Around 2000, a Boston terrier became a member of my daughter’s family quite by accident. One day, while living in Georgia, they arrived at their church and found a Boston hunkered against a glass door, cold and hungry. They brought her home, tried to find her owners to no avail, and then fell in love with her. They named the dog “Baby” and discovered many things about her. The grooming shop told them her skittish behavior was that of an abused dog, which endeared her to them even more. It took Baby a year before she completely trusted her human parents; but, step by step, she warmed up to them and overcame her nervousness. All of us who visited in their home grew to adore her.
After more than a decade, Baby died; and, sometimes afterward, the family moved to Virginia. Since the children were missing their friends, my daughter and her husband remembered how much love Baby had brought into their home. They shopped around and bought, at no small price, a little girl puppy they named Abbey, the runt of a litter of Bostons. She became the hit of the neighborhood. Weighing about two-and-a-half pounds, Abbey attracted the attention of neighborhood children who would watch for the family to bring her out to potty or walk; and the call would go out. Soon, more than a dozen children would be in the yard waiting to pet and hold this adorable black-and-white puppy.
All of us family members agree that Bostons make fabulous pets if an owner wants a dog that does not bark, is easy to train, eats very little, is smart, likes to play and run, and curls up to sleep often, especially if it can find a warm spot.
Recently, while visiting in my daughter’s home, I cooked for the family. Abbey noticed that Maw-maw’s cooking meant scraps sometimes fell onto the floor, so she stayed underfoot. I was afraid I would step on her or that she would cause me to fall. I started telling her in a firm voice, “No.” I pointed in the direction of the den and tapped her behind as she headed there. She quickly understood my message. She now watches me from afar with great longing (probably for food) and seems to tattle on me to family members for scolding her. Repeatedly, she looks at them and then looks at me rather harshly, or so it seems.
She loves me, though. Whenever I am in a chair or typing on my computer, Abbey wants to climb onto my lap and fall asleep. If I wave her away, she lies down facing me and looks at me lovingly. I am not normally an affectionate pet lover, but she makes me laugh when something is going on in the house. She looks at all of us so intently and tilts her head from side-to-side as if to tell us something but cannot manage to figure out how to talk. She can, however, make baby-dinosaur sounds.
Abbey is funny in other ways. She scatters her dogfood on the floor. I found a 12x36-inch mat with a one-inch lip around it and placed her food on it. At first, she seemed incensed and would not eat for a while. Finally, she began eating again and now always seems to place one or two bits on the floor slightly off the mat. At least there are no longer 20 pieces on the floor.

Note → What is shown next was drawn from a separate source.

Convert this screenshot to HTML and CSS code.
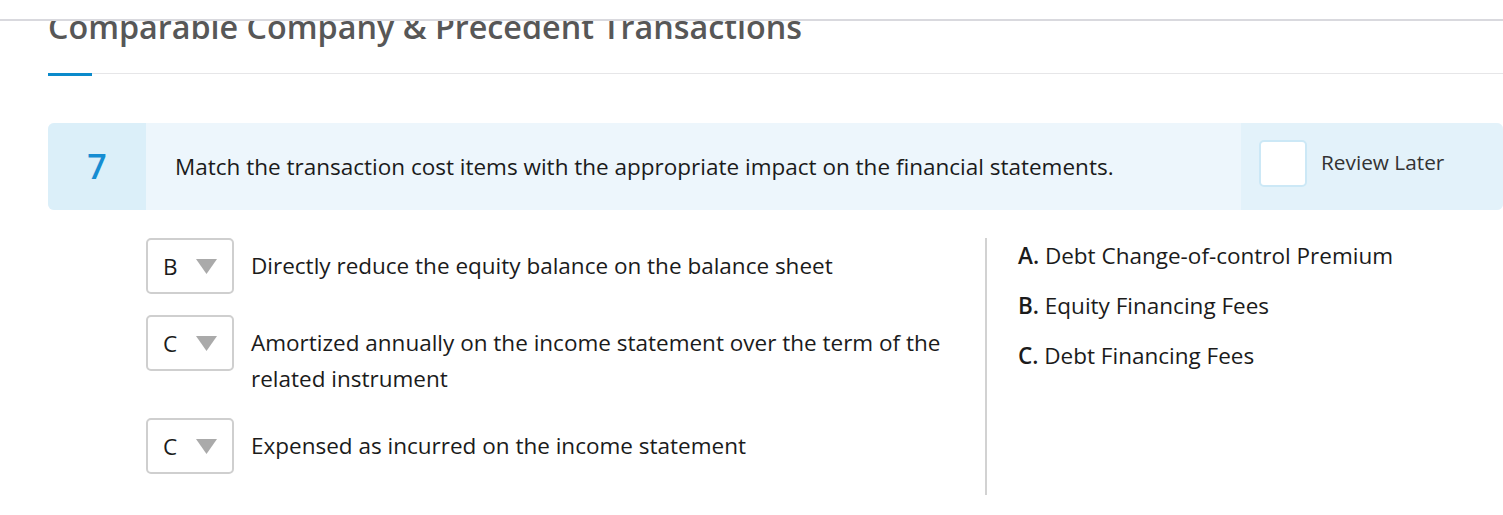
FILE: index.html
```html
<!DOCTYPE html>
<html lang="en">
<head>
<meta charset="utf-8">
<title>Question 7</title>
<link rel="stylesheet" href="styles.css">
</head>
<body>
<div class="topbar"></div>
<div class="viewport">
  <div class="content">
    <h1 class="title">Comparable Company &amp; Precedent Transactions</h1>
    <div class="tabline"><span class="accent"></span><span class="rule"></span></div>

    <div class="card">
      <div class="qnum">7</div>
      <div class="qtext">Match the transaction cost items with the appropriate impact on the financial statements.</div>
      <div class="review">
        <span class="checkbox"></span>
        <span class="review-label">Review Later</span>
      </div>
    </div>

    <div class="match">
      <div class="left">
        <div class="row">
          <div class="select"><span class="val">B</span><svg class="caret" width="21" height="15" viewBox="0 0 21 15"><polygon points="0,0 21,0 10.5,15" fill="#aaaaaa"/></svg></div>
          <div class="item">Directly reduce the equity balance on the balance sheet</div>
        </div>
        <div class="row">
          <div class="select"><span class="val">C</span><svg class="caret" width="21" height="15" viewBox="0 0 21 15"><polygon points="0,0 21,0 10.5,15" fill="#aaaaaa"/></svg></div>
          <div class="item">Amortized annually on the income statement over the term of the related instrument</div>
        </div>
        <div class="row">
          <div class="select"><span class="val">C</span><svg class="caret" width="21" height="15" viewBox="0 0 21 15"><polygon points="0,0 21,0 10.5,15" fill="#aaaaaa"/></svg></div>
          <div class="item">Expensed as incurred on the income statement</div>
        </div>
      </div>
      <div class="right">
        <div class="answer"><b>A.</b> Debt Change-of-control Premium</div>
        <div class="answer"><b>B.</b> Equity Financing Fees</div>
        <div class="answer"><b>C.</b> Debt Financing Fees</div>
      </div>
    </div>
  </div>
</div>
</body>
</html>
```

FILE: styles.css
```css
* { box-sizing: border-box; }
html, body { margin: 0; padding: 0; background: #ffffff; }
body {
  font-family: "Open Sans", "Noto Sans", sans-serif;
  color: #1b1b1b;
  overflow: hidden;
}
.topbar {
  height: 21px;
  border-bottom: 2px solid #d9d9de;
  background: #ffffff;
}
.viewport {
  height: 494px;
  overflow: hidden;
}
.content {
  margin-top: -15px;
  padding-left: 48px;
}
.title {
  margin: 0;
  font-size: 32.3px;
  line-height: 40px;
  font-weight: 600;
  color: #575757;
  white-space: nowrap;
}
.tabline {
  display: flex;
  align-items: flex-start;
  margin-top: 27px;
}
.accent {
  width: 44px;
  height: 3px;
  background: #0b8acb;
}
.rule {
  flex: 1;
  height: 1px;
  background: #e6e6e8;
}
.card {
  margin-top: 47px;
  display: flex;
  height: 87px;
  border-radius: 6px;
  overflow: hidden;
  background: #edf6fc;
}
.qnum {
  width: 98px;
  flex: none;
  background: #dbeff9;
  display: flex;
  align-items: center;
  justify-content: center;
  font-size: 34px;
  font-weight: 600;
  color: #168dd2;
  padding-bottom: 2px;
}
.qtext {
  flex: 1;
  display: flex;
  align-items: center;
  padding-left: 29px;
  font-size: 22.5px;
  color: #1b1b1b;
}
.review {
  width: 262px;
  flex: none;
  background: #e3f2fa;
  display: flex;
  align-items: center;
  padding-left: 18px;
  padding-bottom: 6px;
  gap: 14px;
}
.checkbox {
  width: 48px;
  height: 47px;
  background: #ffffff;
  border: 2px solid #cce8f6;
  border-radius: 5px;
}
.review-label {
  font-size: 20.8px;
  color: #333333;
  margin-bottom: 4px;
}
.match {
  display: flex;
  margin-top: 28px;
}
.left {
  width: 937px;
  padding-left: 98px;
}
.row {
  display: flex;
  align-items: flex-start;
  margin-bottom: 21px;
}
.select {
  width: 88px;
  height: 56px;
  flex: none;
  border: 2px solid #cfcfcf;
  border-radius: 5px;
  display: flex;
  align-items: center;
  justify-content: space-between;
  padding: 0 15px;
  font-size: 22.5px;
  color: #1b1b1b;
}
.caret { display: block; }
.item {
  padding-left: 17px;
  padding-top: 10px;
  font-size: 22.5px;
  line-height: 36px;
  width: 720px;
}
.right {
  border-left: 2px solid #d2d2d2;
  padding-left: 31px;
}
.answer {
  font-size: 22.5px;
  line-height: 36px;
  margin-bottom: 14px;
}
.answer b { font-weight: 600; }
```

Abbey loves to steal things out of trash cans, forcing us to keep them emptied. When she has an item in her mouth, she trots through where the family is sitting and then runs like the devil to hide with her treasure beneath the bed or couch, just beyond reach. My eight-year-old grandson laughs heartily when Abbey has a burst of energy and growls, wanting him to chase her. “She jumps around and looks like a bunny,” he told me after a spate of laughter.
Apparently, many pet owners love the Boston terriers. They were one of the first breeds developed in America, ironically, to fight other dogs. Almost certainly, some breeder from Boston, where the dog originated, got a rude surprise when his new breed wanted only to play with other dogs. Bostons do not drool, but they snore because they have a flat face. This feature also causes them to take in lots of air when eating; thus, owners will find it best to stay up-wind when these dogs are resting or sleeping. They shed very little, and just a brief brush with a dog comb will keep their short fur in check. Bostons love children, and they like to romp with them. Bostons love senior citizens, and they will adapt to a sedentary lifestyle. However, like all animals, they need some exercise.
I think the word “adaptable” is the best way to describe Baby, Abbey, and other Bostons I have known. They are smart enough to know how to procure the best possible lives for themselves: be nice, be fun, and be adaptable. Now, if all humans could learn these three traits, their lives would be as cozy as a dog lying in the sunshine, which is what Abbey was doing as I finished this column.
Note: I have a friend who rescues Boston terriers. Email me at firstname.lastname@example.org, and I will link you with her. Beware, though, some Boston owners are picky about the type of family they choose. My daughter, while shopping for a Boston, was asked to fill out a voluminous questionnaire to determine if her family was fit for ownership. Later, a particular breeder called to say their answers had disqualified them. Heartbroken, my daughter called back and learned they failed because they preferred pets not to climb onto their furniture. Knowing how my daughter’s family treats Abbey — and how she charms them into allowing her to sit where she wants — that breeder could not have chosen a better family.